Now That’s How You Review a Book of Poetry

Usually I do my best not to let this website degenerate into a mere attention redirection device, but I feel compelled beyond prudence to recommend “Dreamlife Without Angels,” Ange Mlinko’s review of John Ashbery’s Notes from the Air for The Nation. The review isn’t going to stand the world on its head—not even the narrow world of Ashbery criticism—but it’s a beautiful example of the form.
Mlinko begins with this gem of a hook:
Every year that the Nobel committee passes over poet John Ashbery for a socially responsible novelist, it proves that the prize for literature is just an arm of the Peace Prize, rather than–like the Nobels for physics or chemistry—a prize for radical discovery in the field.
She finishes, barely winded, on this note:
As a discredited theory of space, ether at least had spiritual solace. I doubt many readers of this magazine shed tears for the death of God, but what do poets do in the absence of transcendent belief? Our justification for an art neither popular nor remunerative depends on a wager something like Pascal’s: why not bet on one life to gain two?
Ashbery has made this wager, and the consequences are damning for those of us who should have moved on, who should have succumbed by now to the cheerful utilitarianism that capitalism and technology promise us. The promise Ashbery holds out to us is this: literature keeps setting the bar for our dreams not higher, but elsewhere.

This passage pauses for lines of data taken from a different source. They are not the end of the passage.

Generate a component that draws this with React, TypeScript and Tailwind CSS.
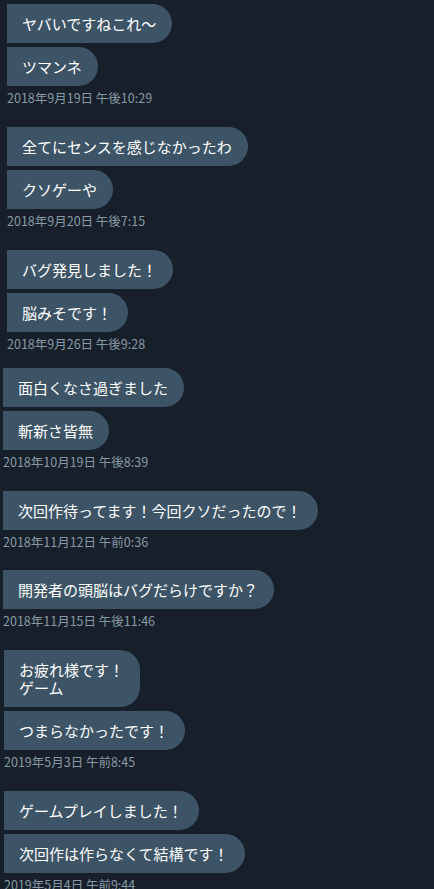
import React from 'react';

interface Group {
  messages: string[];
  time: string;
  left: string;
  top: string;
}

const groups: Group[] = [
  { messages: ['ヤバいですねこれ～', 'ツマンネ'], time: '2018年9月19日 午後10:29', left: 'ml-[7px]', top: 'mt-[4px]' },
  { messages: ['全てにセンスを感じなかったわ', 'クソゲーや'], time: '2018年9月20日 午後7:15', left: 'ml-[7px]', top: 'mt-[21px]' },
  { messages: ['バグ発見しました！', '脳みそです！'], time: '2018年9月26日 午後9:28', left: 'ml-[7px]', top: 'mt-[21px]' },
  { messages: ['面白くなさ過ぎました', '斬新さ皆無'], time: '2018年10月19日 午後8:39', left: 'ml-[3px]', top: 'mt-[16px]' },
  { messages: ['次回作待ってます！今回クソだったので！'], time: '2018年11月12日 午前0:36', left: 'ml-[3px]', top: 'mt-[21px]' },
  { messages: ['開発者の頭脳はバグだらけですか？'], time: '2018年11月15日 午後11:46', left: 'ml-[3px]', top: 'mt-[20px]' },
  { messages: ['お疲れ様です！\nゲーム', 'つまらなかったです！'], time: '2019年5月3日 午前8:45', left: 'ml-[4px]', top: 'mt-[21px]' },
  { messages: ['ゲームプレイしました！', '次回作は作らなくて結構です！'], time: '2019年5月4日 午前9:44', left: 'ml-[4px]', top: 'mt-[21px]' },
];

const Bubble: React.FC<{ text: string }> = ({ text }) => (
  <div className="self-start whitespace-pre-line rounded-r-[20px] bg-[#3d5466] py-[10.5px] pl-[15px] pr-[16px] text-[15px] leading-[18px] text-white">
    {text}
  </div>
);

export default function App() {
  return (
    <div
      className="h-[889px] w-[434px] overflow-hidden bg-[#17202a]"
      style={{ fontFamily: '"Noto Sans CJK JP", "Noto Sans", sans-serif' }}
    >
      {groups.map((g, i) => (
        <div key={i} className={`flex flex-col ${g.left} ${g.top}`}>
          <div className="flex flex-col gap-[4px]">
            {g.messages.map((m, j) => (
              <Bubble key={j} text={m} />
            ))}
          </div>
          <div className="mt-[4px] text-[12.5px] leading-4 text-[#8899a6]">{g.time}</div>
        </div>
      ))}
    </div>
  );
}
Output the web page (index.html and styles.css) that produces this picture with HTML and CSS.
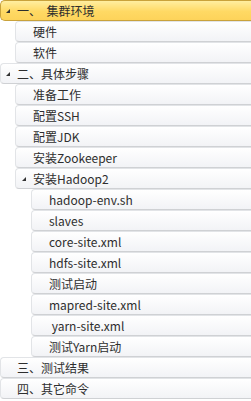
FILE: index.html
```html
<!DOCTYPE html>
<html>
<head>
<meta charset="utf-8">
<link rel="stylesheet" href="styles.css">
</head>
<body>
<ul class="tree">
  <li>
    <div class="row l1 selected"><span class="arrow"></span><span class="label">一、&nbsp; 集群环境</span></div>
    <ul class="sub">
      <li><div class="row l2"><span class="label">硬件</span></div></li>
      <li><div class="row l2"><span class="label">软件</span></div></li>
    </ul>
  </li>
  <li>
    <div class="row l1"><span class="arrow"></span><span class="label">二、具体步骤</span></div>
    <ul class="sub">
      <li><div class="row l2"><span class="label">准备工作</span></div></li>
      <li><div class="row l2"><span class="label">配置SSH</span></div></li>
      <li><div class="row l2"><span class="label">配置JDK</span></div></li>
      <li><div class="row l2"><span class="label">安装Zookeeper</span></div></li>
      <li>
        <div class="row l2"><span class="arrow"></span><span class="label">安装Hadoop2</span></div>
        <ul class="sub">
          <li><div class="row l3"><span class="label">hadoop-env.sh</span></div></li>
          <li><div class="row l3"><span class="label">slaves</span></div></li>
          <li><div class="row l3"><span class="label">core-site.xml</span></div></li>
          <li><div class="row l3"><span class="label">hdfs-site.xml</span></div></li>
          <li><div class="row l3"><span class="label">测试启动</span></div></li>
          <li><div class="row l3"><span class="label">mapred-site.xml</span></div></li>
          <li><div class="row l3"><span class="label">&nbsp;yarn-site.xml</span></div></li>
          <li><div class="row l3"><span class="label">测试Yarn启动</span></div></li>
        </ul>
      </li>
    </ul>
  </li>
  <li><div class="row l1"><span class="label">三、测试结果</span></div></li>
  <li><div class="row l1"><span class="label">四、其它命令</span></div></li>
</ul>
</body>
</html>
```
FILE: styles.css
```css
html, body {
  margin: 0;
  padding: 0;
  background: #ffffff;
}
.tree, .sub {
  list-style: none;
  margin: 0;
  padding: 0;
}
.sub {
  margin-left: 15px;
}
.sub .sub {
  margin-left: 16px;
}
.row {
  position: relative;
  display: flex;
  align-items: center;
  height: 19px;
  border: 1px solid #e2e4e7;
  border-right: none;
  border-bottom-color: #cfd1d4;
  border-radius: 4px 0 0 4px;
  background: linear-gradient(#ffffff, #f2f3f6);
  font-family: "Noto Sans CJK SC", "Open Sans", sans-serif;
  font-size: 12px;
  color: #2e2e2e;
  white-space: nowrap;
}
.row.l1 {
  padding-left: 16px;
}
.row.l2 {
  padding-left: 17px;
}
.row.l3 {
  padding-left: 17px;
}
.row.selected {
  border: 1px solid #c9a23b;
  border-right: none;
  background: linear-gradient(#ffeea0, #ffd964 55%, #fdd35a);
  border-radius: 5px 0 0 5px;
}
.arrow {
  position: absolute;
  left: 5px;
  top: 8px;
  width: 0;
  height: 0;
  border-left: 4px solid transparent;
  border-bottom: 4px solid #333;
}
.l2 .arrow {
  left: 6px;
}
.label {
  line-height: 19px;
}
```
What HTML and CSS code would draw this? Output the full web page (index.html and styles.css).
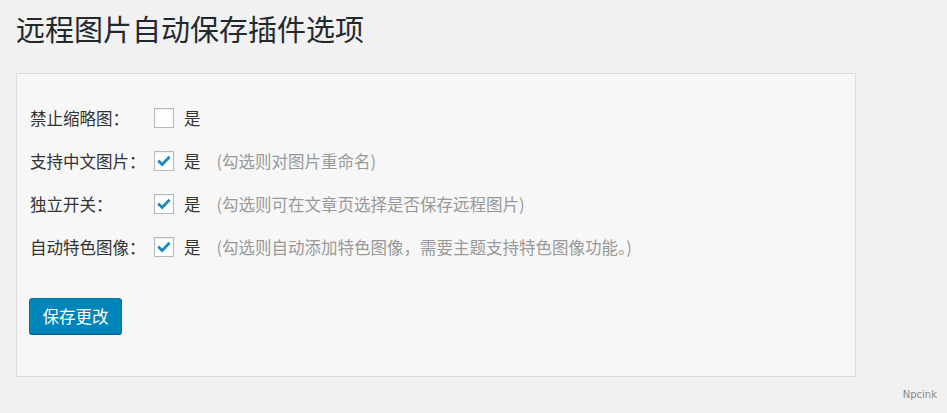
FILE: index.html
```html
<!DOCTYPE html>
<html lang="zh-CN">
<head>
<meta charset="utf-8">
<title>远程图片自动保存插件选项</title>
<link rel="stylesheet" href="styles.css">
</head>
<body>
<div class="wrap">
  <h1 class="page-title">远程图片自动保存插件选项</h1>
  <div class="panel">
    <div class="row">
      <span class="label">禁止缩略图：</span>
      <span class="checkbox"></span>
      <span class="yes">是</span>
    </div>
    <div class="row">
      <span class="label">支持中文图片：</span>
      <span class="checkbox"><svg viewBox="0 0 20 20" class="check"><path d="M3.6 9.6 L8 13.8 L16.2 5.2"/></svg></span>
      <span class="yes">是</span>
      <span class="hint">(勾选则对图片重命名)</span>
    </div>
    <div class="row">
      <span class="label">独立开关：</span>
      <span class="checkbox"><svg viewBox="0 0 20 20" class="check"><path d="M3.6 9.6 L8 13.8 L16.2 5.2"/></svg></span>
      <span class="yes">是</span>
      <span class="hint">(勾选则可在文章页选择是否保存远程图片)</span>
    </div>
    <div class="row">
      <span class="label">自动特色图像：</span>
      <span class="checkbox"><svg viewBox="0 0 20 20" class="check"><path d="M3.6 9.6 L8 13.8 L16.2 5.2"/></svg></span>
      <span class="yes">是</span>
      <span class="hint">(勾选则自动添加特色图像，需要主题支持特色图像功能。)</span>
    </div>
    <div class="actions">
      <button class="button-primary" type="button">保存更改</button>
    </div>
  </div>
  <div class="footer">Npcink</div>
</div>
</body>
</html>
```

FILE: styles.css
```css
html, body {
  margin: 0;
  padding: 0;
  background: #f1f1f1;
}

body {
  font-family: "Noto Sans CJK SC", "Noto Sans", "Liberation Sans", sans-serif;
  color: #32373c;
}

.wrap {
  padding: 10px 0 0 16px;
}

.page-title {
  margin: 0 0 26px 0;
  font-size: 29px;
  line-height: 37px;
  font-weight: 400;
  color: #23282d;
}

.panel {
  width: 825px;
  height: 302px;
  box-sizing: content-box;
  background: #f7f7f7;
  border: 1px solid #dcdcdc;
  padding: 0 0 0 13px;
  display: flex;
  flex-direction: column;
}

.row {
  display: flex;
  align-items: center;
  height: 43px;
  font-size: 16.5px;
}

.row:first-child {
  margin-top: 22px;
}

.label {
  width: 124px;
  color: #333;
}

.checkbox {
  width: 18px;
  height: 18px;
  border: 1px solid #b4b9be;
  background: #fff;
  box-shadow: inset 0 1px 2px rgba(0, 0, 0, 0.07);
  display: flex;
  align-items: center;
  justify-content: center;
}

.check {
  width: 18px;
  height: 18px;
  fill: none;
  stroke: #1e8cbe;
  stroke-width: 3.2;
  stroke-linecap: butt;
  stroke-linejoin: miter;
}

.yes {
  margin-left: 10px;
  color: #333;
}

.hint {
  margin-left: 16px;
  color: #999;
}

.actions {
  margin-top: 30px;
  margin-left: -1px;
}

.button-primary {
  width: 93px;
  height: 36px;
  background: #0085ba;
  border: 1px solid #0073aa;
  border-radius: 3px;
  box-shadow: 0 1px 0 #006799;
  color: #fff;
  font-family: "Noto Sans CJK SC", "Noto Sans", sans-serif;
  font-size: 16.5px;
  padding: 0;
  line-height: 34px;
}

.footer {
  text-align: right;
  padding-right: 10px;
  margin-top: 12px;
  font-family: "DejaVu Sans", "Liberation Sans", sans-serif;
  font-size: 10px;
  color: #888;
}
```
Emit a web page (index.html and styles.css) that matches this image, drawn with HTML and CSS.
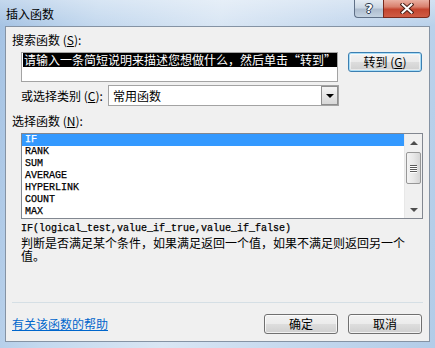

Notes from the Air is a selection of poems Ashbery chose from his last twenty years of work (from April Galleons on). Whether his fans need it will depend on what kind of fan they are: casual (yes), serious (no), or fanatic (yes). But any or all of them might be interested in the new Conjunctions, which features an Ashbery portfolio that includes tributes by Brian Evenson, Eileen Myles, Christian Hawkey, and others.